As noted above, the full D.C. Circuit rejected this reasoning. But Kavanaugh’s dissent made clear his belief that all independent agencies are constitutionally suspect at best, Supreme Court precedent notwithstanding:

Because of their massive power and the absence of Presidential supervision and direction, independent agencies pose a significant threat to individual liberty and to the constitutional system of separation of powers and checks and balances.

And that precedent might not be long for this world if Kavanaugh were to be confirmed. He made that clear in his dissent:

As a matter of first principles, there would be a strong argument that this case could and should be resolved in PHH's favor by the constitutional text alone — on the ground that independent agencies violate Article II. But Humphrey's Executor [a seminal case on independent agencies] rejected that broad argument, and we as a lower court are bound by that case.

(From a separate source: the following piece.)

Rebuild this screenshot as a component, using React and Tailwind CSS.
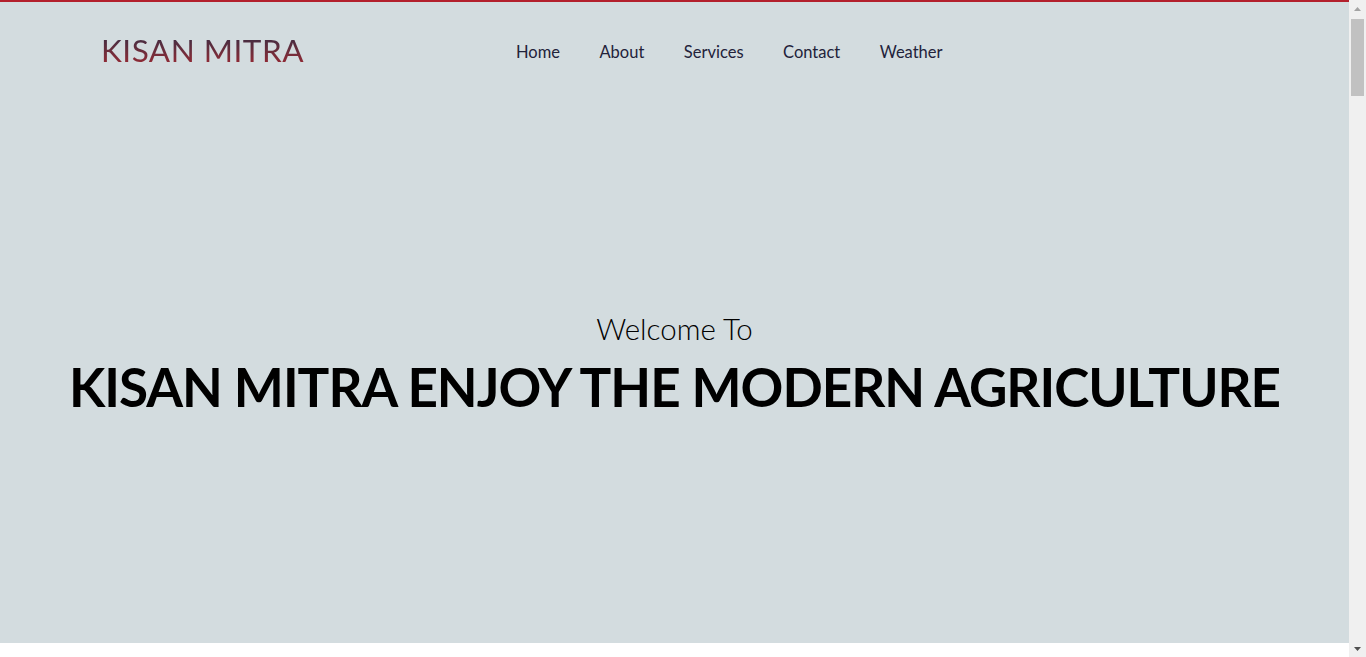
import React from "react";

const links = ["Home", "About", "Services", "Contact", "Weather"];

const App = () => {
    return (
        <div className="font-['Lato',sans-serif] bg-white flex h-[657px] overflow-hidden">
            <div className="flex-1">
                {/* Hero */}
                <section className="h-[643px] bg-[#d3dcdf] border-t-2 border-[#b3202c] flex flex-col">
                    {/* Navbar */}
                    <header className="h-[100px] flex items-center pl-[101px]">
                        <div className="w-[415px] pt-[2px]">
                            <h1 className="text-[31.5px] leading-none tracking-[0.5px] font-normal bg-gradient-to-b from-[#3a2a42] to-[#aa1f2b] bg-clip-text text-transparent inline-block pb-1">
                                KISAN MITRA
                            </h1>
                        </div>
                        <nav>
                            <ul className="flex gap-[39.5px] text-[16.5px] text-[#22223a]">
                                {links.map((link) => (
                                    <li key={link}>
                                        <a href="#" className="hover:text-[#aa1f2b]">
                                            {link}
                                        </a>
                                    </li>
                                ))}
                            </ul>
                        </nav>
                    </header>

                    {/* Welcome text */}
                    <div className="flex flex-col items-center pt-[212px] text-black">
                        <p className="text-[29.5px] font-light leading-none">Welcome To</p>
                        <h2 className="mt-[16px] text-[53px] font-bold leading-none tracking-[-1px] uppercase">
                            Kisan Mitra Enjoy the Modern Agriculture
                        </h2>
                    </div>
                </section>
            </div>

            {/* scrollbar */}
            <div className="w-[17px] bg-[#f0f0f0] flex flex-col items-center">
                <div className="h-[17px] flex items-center justify-center">
                    <svg width="7" height="4" viewBox="0 0 7 4">
                        <path d="M0 4 L3.5 0 L7 4 Z" fill="#a3a3a3" />
                    </svg>
                </div>
                <div className="w-[13px] h-[77px] mt-[2px] bg-[#c1c1c1]"></div>
                <div className="flex-1"></div>
                <div className="h-[17px] flex items-center justify-center">
                    <svg width="7" height="4" viewBox="0 0 7 4">
                        <path d="M0 0 L7 0 L3.5 4 Z" fill="#505050" />
                    </svg>
                </div>
            </div>
        </div>
    );
};

export default App;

As a nominee, Kavanaugh is unlikely to come out and say that the president has the constitutional authority to fire any head of any agency, even if it was created to have some independence from political pressure. He is unlikely to state clearly that, in his view, no independence is permissible; that the president can remove an agency head (or use the threat to do so) to make the agency fully subject to his will—and his will alone.

But he doesn’t need to say it at his confirmation hearing. He has already told us.

It’s no wonder that Kavanaugh rose to the top of the list of individuals that Donald Trump wants to put onto the Supreme Court.

After the summit in Helsinki, during which Trump capitulated to Vladimir Putin, it has become absolutely clear how critical it is that any lifetime appointee to the Court be a check on his efforts to be unbridled from the law. But even before Helsinki, it was clear that our nation cannot afford to have Brett Kavanaugh on the Supreme Court.